Nigeria also has to trade through its land borders. People have to export products and services through the borders. We can’t remain an import dependent nation. We must become an export nation and that is the trajectory that Nigeria is going.

The major issues are balance of trade and smuggling. The lesson learned is that there is a time in the history of a nation when the nation has to take stock of its economy. The Customs has led us to take this important decision. Nigeria has to show that it is a serious country that is willing to trade, but with people willing to follow the laid down rules and protocols. We can’t ban items in Nigeria and have other nations import them with Nigeria as the target market.


The concession of the seaports in 2006 brought numerous gains as well as new challenges. Some of these challenges are set to be addressed in the ongoing concession agreement review. What role has Shippers’ Council played in this?

The port concession agreement had a void because there was no economic regulator. That was a serious lacuna. The Bureau of Public Entreprises (BPE) was just a confirming party. BPE isn’t grounded on the activities concerning ports. If you want to privatize a government entity you need BPE to play a role which it played in that agreement. However, there should have been a regulator in that agreement.

There was provision for a regulator in the maiden agreement but it wasn’t mentioned. That is why we have insisted that Shippers’ Council should be included as the economic regulator in the agreement. We have insisted, we have written and we would make sure that it is done.

If we had an economic regulator from the outset, most of the issues wouldn’t have arisen. The economic regulator would have ensured competition among the terminals. Inter-port or inter-terminal competition would have existed if there was an economic regulator.

Have you ever seen a terminal or port advertise? No! This means there is monopoly in the system. Why should we take away public monopoly and replace it with private one? Telecommunication companies advertise, why should terminals and ports not advertise? If ports and terminals do advertisements, the Hollywood artists and musicians would benefit as well as the media and other persons involved in such publicity.

The terminals and shipping companies have made significant investments, but if we had a regulator we would have measured the level of competitiveness. We would have measured the level of efficiency, and audited the performance of terminals because some of the gridlock can be attributed to the inefficiency of terminals. It is unfortunate that this wasn’t addressed earlier and it is a sabotage on the nation’s economy.

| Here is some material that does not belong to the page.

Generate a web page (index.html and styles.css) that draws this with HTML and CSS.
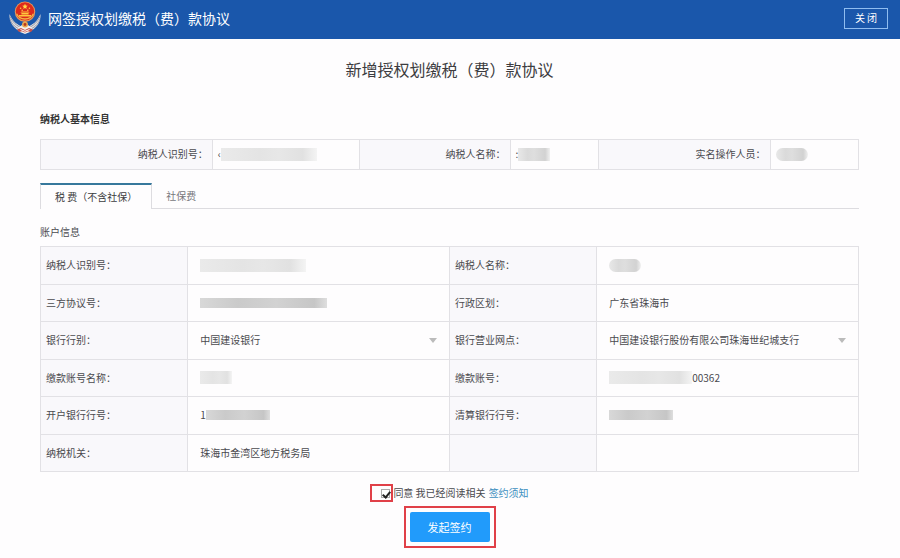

In 1978 when Shippers’ Council was created, it was created as a regulator but it wasn’t emphasized because government was also in the business of ports. Now that the ports have been privatized, it makes it more pertinent that Shippers’ Council is involved in the processes. We are having this agreement with NPA to be involved. Shippers’ Council isn’t the landlord, that role is for NPA but we can’t allow private operators to carry on without economic regulation.